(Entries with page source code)
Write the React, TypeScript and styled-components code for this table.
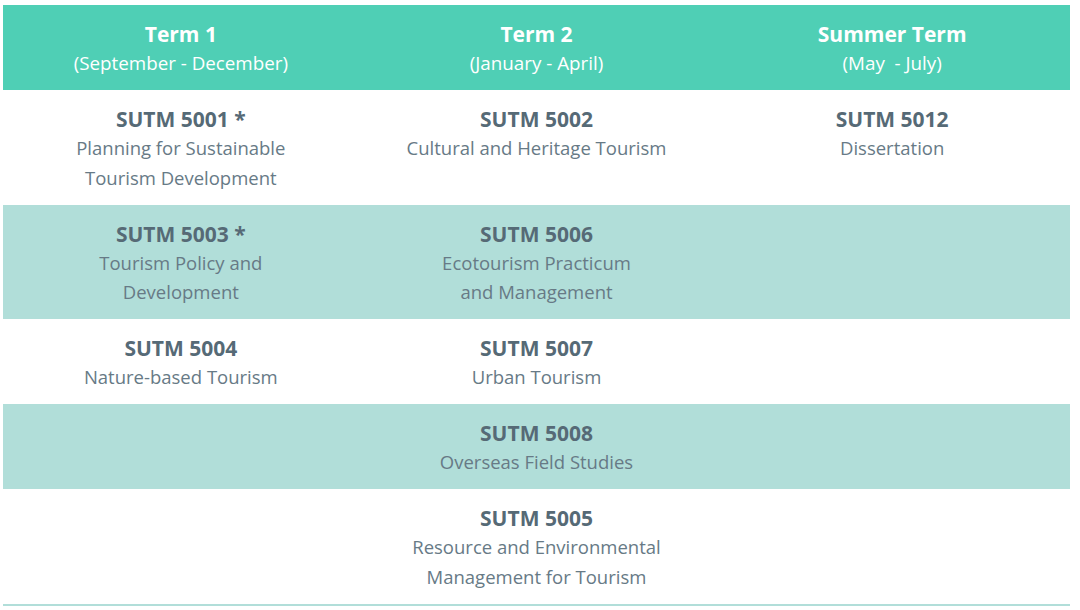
import React from "react";
import styled, { createGlobalStyle } from "styled-components";

const Global = createGlobalStyle`
  html, body { margin: 0; padding: 0; background: #ffffff; }
  body { font-family: "Open Sans", "Liberation Sans", sans-serif; }
`;

const Wrap = styled.div`
  padding: 5px 10px 0 3px;
`;

const Table = styled.table`
  width: 1067px;
  border-collapse: collapse;
  table-layout: fixed;
  border-bottom: 2px solid #b1ded9;
`;

const HeadCell = styled.th`
  background: #4fcfb5;
  color: #ffffff;
  text-align: center;
  vertical-align: top;
  padding: 15px 8px 12px;
  height: 58px;
  line-height: 29px;
  font-weight: 400;
`;

const HeadTitle = styled.div`
  font-size: 21px;
  font-weight: 700;
`;

const HeadSub = styled.div`
  font-size: 18.8px;
`;

const Row = styled.tr<{ $alt?: boolean }>`
  background: ${(p) => (p.$alt ? "#b1ded9" : "#ffffff")};
`;

const Cell = styled.td`
  text-align: center;
  vertical-align: top;
  padding: 16px 8px 12.5px;
  color: #5c6f7b;
`;

const Code = styled.div`
  font-size: 21px;
  line-height: 27px;
  font-weight: 700;
  color: #566a76;
`;

const Desc = styled.div`
  font-size: 18.5px;
  line-height: 29.5px;
  color: #677a86;
`;

type Course = { code: string; lines: string[] } | null;

const rows: Course[][] = [
  [
    { code: "SUTM 5001 *", lines: ["Planning for Sustainable", "Tourism Development"] },
    { code: "SUTM 5002", lines: ["Cultural and Heritage Tourism"] },
    { code: "SUTM 5012", lines: ["Dissertation"] },
  ],
  [
    { code: "SUTM 5003 *", lines: ["Tourism Policy and", "Development"] },
    { code: "SUTM 5006", lines: ["Ecotourism Practicum", "and Management"] },
    null,
  ],
  [
    { code: "SUTM 5004", lines: ["Nature-based Tourism"] },
    { code: "SUTM 5007", lines: ["Urban Tourism"] },
    null,
  ],
  [null, { code: "SUTM 5008", lines: ["Overseas Field Studies"] }, null],
  [
    null,
    { code: "SUTM 5005", lines: ["Resource and Environmental", "Management for Tourism"] },
    null,
  ],
];

const heads = [
  ["Term 1", "(September - December)"],
  ["Term 2", "(January - April)"],
  ["Summer Term", "(May\u00a0 - July)"],
];

export default function App() {
  return (
    <>
      <Global />
      <Wrap>
        <Table>
          <thead>
            <tr>
              {heads.map(([t, s]) => (
                <HeadCell key={t}>
                  <HeadTitle>{t}</HeadTitle>
                  <HeadSub>{s}</HeadSub>
                </HeadCell>
              ))}
            </tr>
          </thead>
          <tbody>
            {rows.map((r, i) => (
              <Row key={i} $alt={i % 2 === 1}>
                {r.map((c, j) => (
                  <Cell key={j}>
                    {c && (
                      <>
                        <Code>{c.code}</Code>
                        {c.lines.map((l) => (
                          <Desc key={l}>{l}</Desc>
                        ))}
                      </>
                    )}
                  </Cell>
                ))}
              </Row>
            ))}
          </tbody>
        </Table>
      </Wrap>
    </>
  );
}
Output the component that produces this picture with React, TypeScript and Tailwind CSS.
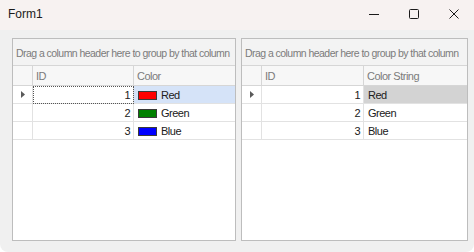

= REQUIRED TASK =
Word for word, give again the lines from the first entry to the line with "string; lines: string[]", inclusive. Exclude the pictures.

= RESPONSE BELOW =
Write the React, TypeScript and styled-components code for this table.
import React from "react";
import styled, { createGlobalStyle } from "styled-components";

const Global = createGlobalStyle`
  html, body { margin: 0; padding: 0; background: #ffffff; }
  body { font-family: "Open Sans", "Liberation Sans", sans-serif; }
`;

const Wrap = styled.div`
  padding: 5px 10px 0 3px;
`;

const Table = styled.table`
  width: 1067px;
  border-collapse: collapse;
  table-layout: fixed;
  border-bottom: 2px solid #b1ded9;
`;

const HeadCell = styled.th`
  background: #4fcfb5;
  color: #ffffff;
  text-align: center;
  vertical-align: top;
  padding: 15px 8px 12px;
  height: 58px;
  line-height: 29px;
  font-weight: 400;
`;

const HeadTitle = styled.div`
  font-size: 21px;
  font-weight: 700;
`;

const HeadSub = styled.div`
  font-size: 18.8px;
`;

const Row = styled.tr<{ $alt?: boolean }>`
  background: ${(p) => (p.$alt ? "#b1ded9" : "#ffffff")};
`;

const Cell = styled.td`
  text-align: center;
  vertical-align: top;
  padding: 16px 8px 12.5px;
  color: #5c6f7b;
`;

const Code = styled.div`
  font-size: 21px;
  line-height: 27px;
  font-weight: 700;
  color: #566a76;
`;

const Desc = styled.div`
  font-size: 18.5px;
  line-height: 29.5px;
  color: #677a86;
`;

type Course = { code: string; lines: string[] } | null;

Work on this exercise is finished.